= Robert J. Lurtsema =

American public radio broadcaster (1931–2000)

Robert John Lurtsema (November 14, 1931 - June 12, 2000) was a public radio broadcaster.

Lurtsema hosted the classical music show Morning Pro Musica on radio station WGBH (FM) in Boston, Massachusetts, from 1971 until his death in 2000. He was known among public radio listeners throughout New England for his sonorous voice (which was "described as having the quality of warm fudge") and his phrasing, which frequently included long pauses. The pauses, anathema to mainstream radio, were either tolerated or loved by his loyal listeners. He said: "I'm not afraid of dead air. I don't think there's anything wrong with a quiet spot once in a while. When I pause I'm visualizing my audience, the person I'm speaking to. I always imagine I'm speaking to someone in particular."

Lurtsema also performed a great deal of voiceover work, especially for public-television documentaries and classical pieces with narration. He was featured as a reader in several of the Revels' recordings.

In addition to his work in radio, Lurtsema was a composer. In 1975, he was awarded a lifetime scholarship at the New England Conservatory of Music, where he began to study composition and theory. Among the songs, chamber works and film scores that he wrote is music for a bassoon quartet that became the theme music for the TV show Julia Child and Company.

Known as "Robert J." or simply "Lurtz," Lurtsema began his WGBH program in 1971, broadcasting seven days a week, five hours a day. He had originally been hired for just the weekends, but when the weekday job opened, Lurtsema accepted it while continuing on weekends. This schedule lasted for 23 years, after which he was heard only on weekends.

Lurtsema arranged many surveys of composers. For example, he might play all the string quartets by Beethoven or Dvorák in order of composition at the same time each weekday. As he had not been exposed to classical music as a child, Lurtsema maintained an awareness that listeners may not possess knowledge of the music and its composers. He said that he learned along with his listeners. One morning, he devoted his full five hours to playing "Twinkle, Twinkle, Little Star" in all of the variations that he could find.

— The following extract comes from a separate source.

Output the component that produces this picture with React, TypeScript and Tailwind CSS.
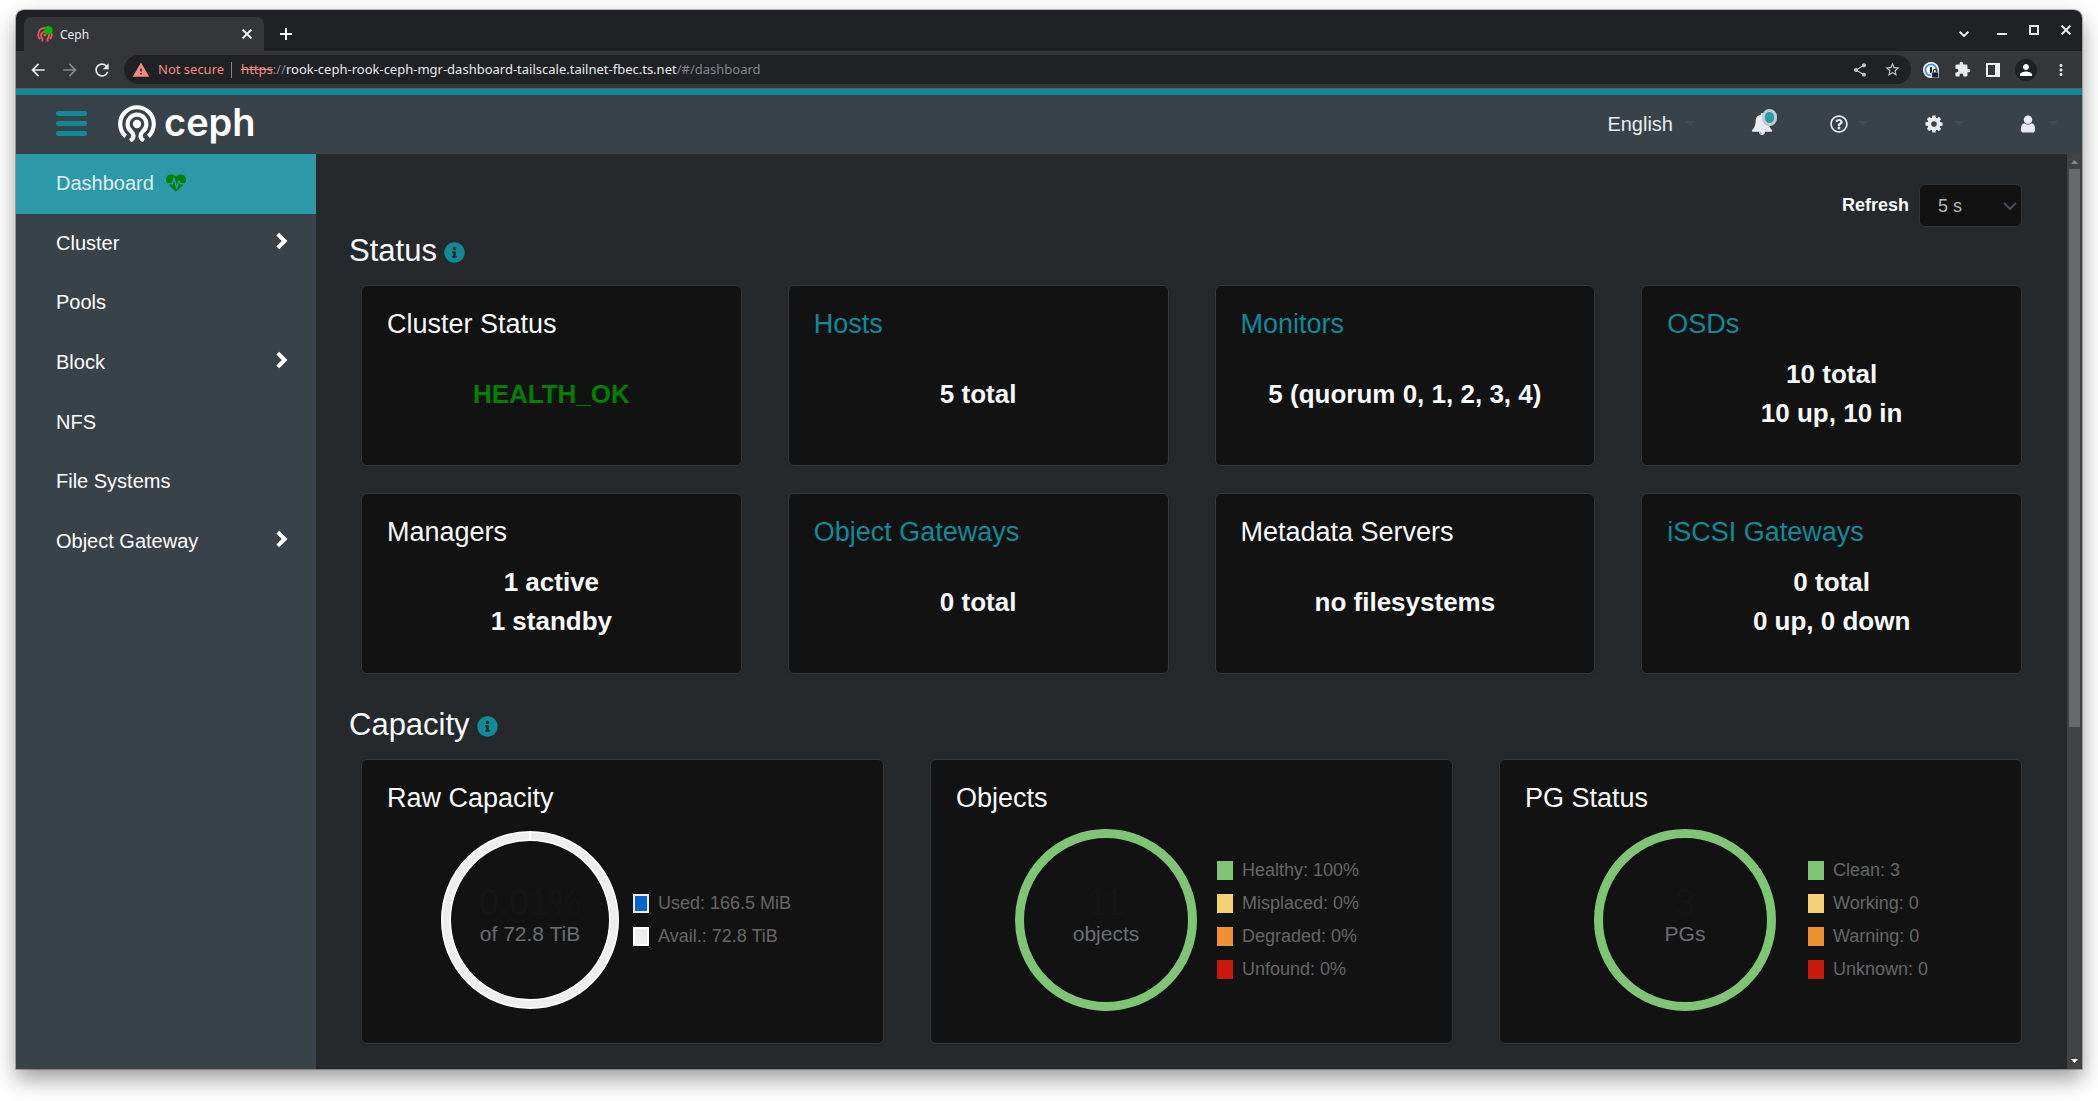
import React from 'react';
import { FaInfoCircle, FaRegQuestionCircle } from 'react-icons/fa';
import {
  MdArrowBack,
  MdArrowForward,
  MdExtension,
  MdMoreVert,
  MdPerson,
  MdRefresh,
  MdShare,
  MdStarBorder,
  MdWarning,
} from 'react-icons/md';

type Slice = { label: string; color: string };

type StatusCardData = { title: string; link?: boolean; lines: string[]; ok?: boolean };

type ChartData = {
  title: string;
  value: string;
  unit: string;
  ring: 'white' | 'green';
  layout: string;
  slices: Slice[];
};

const menu = [
  { name: 'Dashboard', active: true },
  { name: 'Cluster', children: true },
  { name: 'Pools' },
  { name: 'Block', children: true },
  { name: 'NFS' },
  { name: 'File Systems' },
  { name: 'Object Gateway', children: true },
];

const statusCards: StatusCardData[] = [
  { title: 'Cluster Status', lines: ['HEALTH_OK'], ok: true },
  { title: 'Hosts', link: true, lines: ['5 total'] },
  { title: 'Monitors', link: true, lines: ['5 (quorum 0, 1, 2, 3, 4)'] },
  { title: 'OSDs', link: true, lines: ['10 total', '10 up, 10 in'] },
  { title: 'Managers', lines: ['1 active', '1 standby'] },
  { title: 'Object Gateways', link: true, lines: ['0 total'] },
  { title: 'Metadata Servers', lines: ['no filesystems'] },
  { title: 'iSCSI Gateways', link: true, lines: ['0 total', '0 up, 0 down'] },
];

const charts: ChartData[] = [
  {
    title: 'Raw Capacity',
    value: '0.01%',
    unit: 'of 72.8 TiB',
    ring: 'white',
    layout: 'gap-3 pl-[52px]',
    slices: [
      { label: 'Used: 166.5 MiB', color: 'bg-[#0066cc] border-2 border-[#ededed]' },
      { label: 'Avail.: 72.8 TiB', color: 'bg-[#ededed] border-2 border-white' },
    ],
  },
  {
    title: 'Objects',
    value: '11',
    unit: 'objects',
    ring: 'green',
    layout: 'gap-5 pl-[59px]',
    slices: [
      { label: 'Healthy: 100%', color: 'bg-[#7ec674]' },
      { label: 'Misplaced: 0%', color: 'bg-[#f5d174]' },
      { label: 'Degraded: 0%', color: 'bg-[#ef9234]' },
      { label: 'Unfound: 0%', color: 'bg-[#c9190b]' },
    ],
  },
  {
    title: 'PG Status',
    value: '3',
    unit: 'PGs',
    ring: 'green',
    layout: 'gap-8 pl-[69px]',
    slices: [
      { label: 'Clean: 3', color: 'bg-[#7ec674]' },
      { label: 'Working: 0', color: 'bg-[#f5d174]' },
      { label: 'Warning: 0', color: 'bg-[#ef9234]' },
      { label: 'Unknown: 0', color: 'bg-[#c9190b]' },
    ],
  },
];

const BellIcon = () => (
  <svg viewBox="0 0 1792 1792" className="size-[22px]" fill="currentColor" aria-hidden="true">
    <path d="M912 1696q0-16-16-16-59 0-101.5-42.5t-42.5-101.5q0-16-16-16t-16 16q0 73 51.5 124.5t124.5 51.5q16 0 16-16zm816-288q0 52-38 90t-90 38h-448q0 106-75 181t-181 75-181-75-75-181h-448q-52 0-90-38t-38-90q50-42 91-88t85-119.5 74.5-158.5 50-206 19.5-260q0-152 117-282.5t307-158.5q-8-19-8-39 0-40 28-68t68-28 68 28 28 68q0 20-8 39 190 28 307 158.5t117 282.5q0 139 19.5 260t50 206 74.5 158.5 85 119.5 91 88z" />
  </svg>
);

const CogIcon = () => (
  <svg viewBox="0 0 1792 1792" className="size-5" fill="currentColor" aria-hidden="true">
    <path d="M1152 896q0-106-75-181t-181-75-181 75-75 181 75 181 181 75 181-75 75-181zm512-109v222q0 12-8 23t-20 13l-185 28q-19 54-39 91 35 50 107 138 10 12 10 25t-9 23q-27 37-99 108t-94 71q-12 0-26-9l-138-108q-44 23-91 38-16 136-29 186-7 28-36 28h-222q-14 0-24.5-8.5t-11.5-21.5l-28-184q-49-16-90-37l-141 107q-10 9-25 9-14 0-25-11-126-114-165-168-7-10-7-23 0-12 8-23 15-21 51-66.5t54-70.5q-27-50-41-99l-183-27q-13-2-21-12.5t-8-23.5v-222q0-12 8-23t19-13l186-28q14-46 39-92-40-57-107-138-10-12-10-24 0-10 9-23 26-36 98.5-107.5t94.5-71.5q13 0 26 10l138 107q44-23 91-38 16-136 29-186 7-28 36-28h222q14 0 24.5 8.5t11.5 21.5l28 184q49 16 90 37l142-107q9-9 24-9 13 0 25 10 129 119 165 170 7 8 7 22 0 12-8 23-15 21-51 66.5t-54 70.5q26 50 41 98l183 28q13 2 21 12.5t8 23.5z" />
  </svg>
);

const UserIcon = () => (
  <svg viewBox="0 0 1792 1792" className="size-5" fill="currentColor" aria-hidden="true">
    <path d="M1536 1399q0 109-62.5 187t-150.5 78h-854q-88 0-150.5-78t-62.5-187q0-85 8.5-160.5t31.5-152 58.5-131 94-89 134.5-34.5q131 128 313 128t313-128q76 0 134.5 34.5t94 89 58.5 131 31.5 152 8.5 160.5zm-256-887q0 159-112.5 271.5t-271.5 112.5-271.5-112.5-112.5-271.5 112.5-271.5 271.5-112.5 271.5 112.5 112.5 271.5z" />
  </svg>
);

const HeartbeatIcon = () => (
  <svg viewBox="0 0 1792 1792" className="size-5" fill="#008000" aria-hidden="true">
    <path d="M1280 1024h305q-5 6-10 10.5t-9 7.5l-3 4-623 600q-18 18-44 18t-44-18l-624-602q-5-2-21-20h369q22 0 39.5-13.5t22.5-34.5l70-281 190 667q6 20 23 33t39 13q21 0 38-13t23-33l146-485 56 112q18 35 57 35zm512-428q0 145-103 300h-369l-111-221q-8-17-25.5-27t-36.5-8q-45 5-56 46l-129 430-196-686q-6-20-23.5-33t-39.5-13-39 13.5-22 34.5l-116 464h-423q-103-155-103-300 0-220 127-344t351-124q62 0 126.5 21.5t120 58 95.5 68.5 76 68q36-36 76-68t95.5-68.5 120-58 126.5-21.5q224 0 351 124t127 344z" />
  </svg>
);

const CephMark = () => (
  <svg viewBox="0 0 38 37" className="h-[37px] w-[38px]" fill="none" stroke="#fff" aria-hidden="true">
    <circle cx="19" cy="19" r="4.2" fill="#fff" stroke="none" />
    <path strokeWidth="4.2" d="M7.6 31.4A16.8 16.8 0 1 1 30.4 31.4" />
    <path
      strokeWidth="4.2"
      d="M12.2 35.8Q15.8 33.4 15.4 30.4Q15.2 28.6 13.2 26.4A9.4 9.4 0 1 1 24.8 26.4Q22.8 28.6 22.6 30.4Q22.2 33.4 25.8 35.8"
    />
  </svg>
);

const TabIcon = () => (
  <svg viewBox="0 0 16 16" className="size-4" fill="none" aria-hidden="true">
    <path stroke="#ee5c54" strokeWidth="1.8" d="M3 13.2A6.8 6.8 0 1 1 13 13.2M5.4 15.4V12.600A4 4 0 1 1 10.600 12.600V15.4" />
    <circle cx="8" cy="9" r="1.4" fill="#ee5c54" />
    <circle cx="11.500" cy="4.300" r="4.200" fill="#00b800" />
  </svg>
);

const PasswordIcon = () => (
  <svg viewBox="0 0 16 16" className="size-4" aria-hidden="true">
    <circle cx="8" cy="8" r="8" fill="#fff" />
    <circle cx="8" cy="8" r="5.6" fill="#fff" stroke="#3b92f3" strokeWidth="1.8" />
    <rect x="7" y="5" width="2" height="6" rx="0.6" fill="#202124" />
    <rect x="8.6" y="10" width="7" height="6" rx="1" fill="#202124" stroke="#fff" strokeWidth="0.7" />
    <path d="M10.4 10V9a1.700 1.700 0 0 1 3.400 0v1" fill="none" stroke="#202124" strokeWidth="1.2" />
  </svg>
);

const ChevronIcon = () => (
  <svg viewBox="0 0 12 18" className="mb-1 ml-auto h-[18px] w-3" fill="none" stroke="currentColor" strokeWidth="4" aria-hidden="true">
    <path d="M1.800 2.200 8.600 9l-6.800 6.800" />
  </svg>
);

const CrossIcon = () => (
  <svg viewBox="0 0 10 10" className="size-2.5" stroke="currentColor" strokeWidth="2" aria-hidden="true">
    <path d="M.6.6l8.8 8.8M9.4.6.6 9.4" />
  </svg>
);

const Caret = () => (
  <svg viewBox="0 0 10 5" className="h-[5px] w-[10px]" aria-hidden="true">
    <path d="M0 0h10L5 5z" fill="#474a4c" />
  </svg>
);

const BrowserChrome: React.FC = () => (
  <div className="font-['Noto_Sans',sans-serif] text-xs text-[#e8eaed]">
    {/* Tab strip */}
    <div className="flex h-[41px] items-end bg-[#202124] pl-2">
      <div className="flex h-[34px] w-60 items-center rounded-t-lg bg-[#35363a] pr-2 pl-[13px]">
        <TabIcon />
        <span className="ml-[7px] flex-1 pt-0.5">Ceph</span>
        <button aria-label="Close tab" className="p-1">
          <CrossIcon />
        </button>
      </div>
      <button aria-label="New tab" className="ml-3.5 flex h-[34px] items-center px-0.5">
        <svg viewBox="0 0 12 12" className="size-3" stroke="#fff" strokeWidth="2" aria-hidden="true">
          <path d="M6 0v12M0 6h12" />
        </svg>
      </button>
      <div className="ml-auto flex h-full items-center gap-3 pr-1.5">
        <button aria-label="Search tabs" className="mr-1.5 flex size-5 items-center justify-center pt-1.5">
          <svg viewBox="0 0 10 6" className="h-1.5 w-2.5" fill="none" stroke="currentColor" strokeWidth="2" aria-hidden="true">
            <path d="M.6.8 5 5 9.4.8" />
          </svg>
        </button>
        <button aria-label="Minimize" className="flex size-5 items-center justify-center pt-1.5">
          <span className="h-0.5 w-2.5 bg-[#e8eaed]" />
        </button>
        <button aria-label="Maximize" className="flex size-5 items-center justify-center pb-0.5">
          <span className="size-2.5 border-2 border-[#e8eaed]" />
        </button>
        <button aria-label="Close window" className="flex size-5 items-center justify-center pb-0.5">
          <CrossIcon />
        </button>
      </div>
    </div>

    {/* Toolbar */}
    <div className="flex h-[38px] items-center border-b border-[#5c5d60] bg-[#35363a] pr-3 pl-3">
      <div className="flex items-center gap-3 pr-3">
        <button aria-label="Back">
          <MdArrowBack className="size-5" />
        </button>
        <button aria-label="Forward" className="text-[#87888b]">
          <MdArrowForward className="size-5" />
        </button>
        <button aria-label="Reload">
          <MdRefresh className="size-5" />
        </button>
      </div>
      <div className="flex h-[29px] flex-1 items-center rounded-full bg-[#202124] pr-2.5 pl-2">
        <MdWarning className="size-[18px] text-[#f28b82]" />
        <span className="ml-2 text-[13px] text-[#f28b82]">Not secure</span>
        <span className="mr-[9px] ml-[7px] h-4 w-px bg-[#80868b]" />
        <span className="flex-1 text-[13px] text-[#80868b]">
          <span className="text-[#f28b82] line-through">https</span>://
          <span className="text-[#e8eaed]">rook-ceph-rook-ceph-mgr-dashboard-tailscale.tailnet-fbec.ts.net</span>
          /#/dashboard
        </span>
        <button aria-label="Share" className="mr-4 text-[#c4c7c5]">
          <MdShare className="size-4" />
        </button>
        <button aria-label="Bookmark" className="text-[#c4c7c5]">
          <MdStarBorder className="size-[17px]" />
        </button>
      </div>
      <div className="flex items-center gap-[15px] pl-3">
        <button aria-label="Password manager">
          <PasswordIcon />
        </button>
        <button aria-label="Extensions">
          <MdExtension className="size-[17px]" />
        </button>
        <button aria-label="Side panel" className="size-3.5 border-2 border-r-[5px] border-[#f1f3f4]" />
        <button aria-label="Profile" className="flex size-[22px] items-center justify-center rounded-full bg-[#202124]">
          <MdPerson className="size-[18px] text-white" />
        </button>
        <button aria-label="Browser menu">
          <MdMoreVert className="size-[18px]" />
        </button>
      </div>
    </div>
  </div>
);

const Navbar: React.FC = () => (
  <header className="flex h-[65px] items-center border-t-[6px] border-[#118a98] bg-[#374249] pb-0.5 text-xl text-[#e9ecef]">
    <button aria-label="Toggle sidebar" className="ml-10 flex flex-col gap-[5px]">
      <span className="h-[5px] w-[31px] rounded-xs bg-[#118a98]" />
      <span className="h-[5px] w-[31px] rounded-xs bg-[#118a98]" />
      <span className="h-[5px] w-[31px] rounded-xs bg-[#118a98]" />
    </button>
    <a href="#/dashboard" className="ml-[31px] flex items-center gap-2 text-white">
      <CephMark />
      <span className="pb-1 font-['Inter',sans-serif] text-[38px] leading-9 font-semibold">ceph</span>
    </a>
    <div className="ml-auto flex items-center pr-6">
      <button className="flex items-center gap-3">
        English <Caret />
      </button>
      <button aria-label="Notifications" className="relative ml-[56px]">
        <BellIcon />
        <span className="absolute -top-1 -right-1 h-[17px] w-[15px] rounded-full border-[3px] border-[#becbd1] bg-[#2b99a8]" />
      </button>
      <button aria-label="Help" className="ml-[57px] flex items-center gap-2.5">
        <FaRegQuestionCircle className="size-[18px]" />
        <Caret />
      </button>
      <button aria-label="Settings" className="ml-[56px] flex items-center gap-2.5">
        <CogIcon />
        <Caret />
      </button>
      <button aria-label="Account" className="ml-[54px] flex items-center gap-2.5">
        <UserIcon />
        <Caret />
      </button>
    </div>
  </header>
);

const Sidebar: React.FC = () => (
  <nav className="w-[300px] shrink-0 bg-[#374249] text-xl text-white">
    <ul className="grid h-[418px] grid-rows-7">
      {menu.map((item) => (
        <li key={item.name}>
          <a
            href="#/"
            className={`flex h-full items-center pr-7 pb-0.5 pl-10 ${item.active ? 'bg-[#2b99a8] text-[#e0eef0]' : ''}`}
          >
            {item.name}
            {item.active && (
              <span className="ml-3">
                <HeartbeatIcon />
              </span>
            )}
            {item.children && <ChevronIcon />}
          </a>
        </li>
      ))}
    </ul>
  </nav>
);

const SectionTitle: React.FC<{ children: React.ReactNode }> = ({ children }) => (
  <h2 className="mb-2.5 flex items-center gap-[7px] text-[31px] leading-[48px] text-[#f8f9fa]">
    {children}
    <FaInfoCircle className="mt-0.5 size-[21px] text-[#118a98]" />
  </h2>
);

const Card: React.FC<{ title: string; link?: boolean; children: React.ReactNode }> = ({ title, link, children }) => (
  <section className="rounded-md border border-[#34383b] bg-[#121212] px-[25px] pt-[22px] pb-8 shadow-sm">
    <h3 className="mb-[15px] text-[27px] leading-8 text-[#f8f9fa]">
      {link ? (
        <a href="#/" className="text-[#118a98]">
          {title}
        </a>
      ) : (
        title
      )}
    </h3>
    {children}
  </section>
);

const Donut: React.FC<{ chart: ChartData }> = ({ chart }) => (
  <div className="relative flex size-[182px] shrink-0 flex-col items-center justify-center pb-2">
    <svg viewBox="0 0 182 182" className="absolute inset-0" fill="none" aria-hidden="true">
      {chart.ring === 'white' ? (
        <>
          <circle cx="91" cy="91" r="84" stroke="#fff" strokeWidth="10" />
          <circle cx="91" cy="91" r="84" stroke="#ededed" strokeWidth="7" />
          <path d="M91 2v10" stroke="#fff" strokeWidth="2" />
        </>
      ) : (
        <circle cx="91" cy="91" r="86.5" stroke="#7ec674" strokeWidth="9" />
      )}
    </svg>
    <span className="text-4xl leading-9 text-[#151515]">{chart.value}</span>
    <span className="text-[21px] leading-[26px] text-[#6a6e73]">{chart.unit}</span>
  </div>
);

const App: React.FC = () => (
  <div className="h-screen bg-white px-4 pt-2.5 pb-8 font-['Liberation_Sans',Arial,sans-serif]">
    <div className="flex h-full flex-col overflow-hidden rounded-t-lg shadow-[0_0_0_1px_rgba(0,0,0,0.25),0_10px_22px_rgba(0,0,0,0.4)]">
      <BrowserChrome />
      <Navbar />
      <div className="flex min-h-0 flex-1">
        <Sidebar />
        <main className="min-w-0 flex-1 overflow-hidden bg-[#26292c] px-[33px] pt-[30px]">
          <div className="mr-3 flex items-center justify-end gap-2.5 text-lg">
            <label htmlFor="refresh" className="pb-0.5 font-bold text-[#f8f9fa]">
              Refresh
            </label>
            <div className="relative">
              <select
                id="refresh"
                className="block h-[43px] w-[103px] appearance-none rounded-md border border-[#2f3336] bg-[#121212] pl-[18px] text-[#b3b7bb]"
              >
                <option>5 s</option>
              </select>
              <svg
                viewBox="0 0 14 8"
                className="pointer-events-none absolute top-[18px] right-[5px] h-2 w-3.5"
                fill="none"
                stroke="#495057"
                strokeWidth="2"
                aria-hidden="true"
              >
                <path d="M1 1l6 6 6-6" />
              </svg>
            </div>
          </div>

          <SectionTitle>Status</SectionTitle>
          <div className="mx-3 grid grid-cols-4 gap-x-[46px] gap-y-[27px]">
            {statusCards.map((card) => (
              <Card key={card.title} title={card.title} link={card.link}>
                <div
                  className={`flex h-[78px] flex-col justify-center text-center text-[26px] leading-[39px] font-bold ${
                    card.ok ? 'text-[#008000]' : 'text-[#f8f9fa]'
                  }`}
                >
                  {card.lines.map((line) => (
                    <p key={line}>{line}</p>
                  ))}
                </div>
              </Card>
            ))}
          </div>

          <div className="mt-[27px]">
            <SectionTitle>Capacity</SectionTitle>
          </div>
          <div className="mx-3 grid grid-cols-3 gap-[46px]">
            {charts.map((chart) => (
              <Card key={chart.title} title={chart.title}>
                <div className={`flex items-center ${chart.layout}`}>
                  <Donut chart={chart} />
                  <ul className="text-lg leading-[33px] text-[#666]">
                    {chart.slices.map((slice) => (
                      <li key={slice.label} className="flex items-center gap-[9px]">
                        <span className={`h-[19px] w-4 ${slice.color}`} />
                        {slice.label}
                      </li>
                    ))}
                  </ul>
                </div>
              </Card>
            ))}
          </div>
        </main>

        {/* Scrollbar track */}
        <div className="flex w-[15px] flex-col items-center bg-[#424242]" aria-hidden="true">
          <svg viewBox="0 0 15 15" className="size-[15px] shrink-0">
            <path d="M4 10h7L7.5 6z" fill="#8b8b8b" />
          </svg>
          <div className="h-[61%] w-[11px] bg-[#686868]" />
          <svg viewBox="0 0 15 15" className="mt-auto size-[15px] shrink-0">
            <path d="M4 5h7L7.5 9z" fill="#fff" />
          </svg>
        </div>
      </div>
    </div>
  </div>
);

export default App;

Lurtsema's signature opening pieces, one for each day of the week, were preceded by his own recordings of chirping birds. Ottorino Respighi's Ancient Airs and Dances Suite and one of Giovanni Gabrieli's triple-brass quintets were among his opening themes. The show closed with Mozart's Sinfonia Concertante for Four Winds (K. 297b).

In addition to his calm manner, Lurtsema displayed a subtle sense of humor. On April Fools' Day 1982, he stood in for the singing birds with his own deadpan chirping, and on April Fools' Day 1992, the birds were replaced by howling wolves. Aware of his reputation for long pauses, on another April Fools' Day Lurtsema presented selections of his "best pauses." On the morning after the presidential election of 1980, Lurtsema joked that "there is no news worth reporting this morning" and proceeded with the program.

On the morning of April 5, 1985, Lurtsema joined more than 8,000 other radio stations in a simultaneous broadcast of the song "We Are the World"

Starting in 1995, Lurtsema and his production team traveled to Seranak Mansion at Tanglewood Music Center for the Boston Symphony Orchestra's opening weekend of the summer season. From the mansion, Morning Pro Musica featured interviews and live performances with Seiji Ozawa, Roger Norrington, Boje Shovus, Claudio Abbado, Gil Shaham, Emmanuel Ax, John Williams, Arlo Guthrie, Maurice Abravanel and many others.

Lurtsema also narrated an episode of the science show Nova titled "Where Did the Colorado Go?," first aired on March 10, 1974, and later on the BBC.

Lurtsema died in 2000 from idiopathic pulmonary fibrosis. Betsy Northrup, his romantic partner of ten years, survived him. He also left a mother, two sisters and a brother.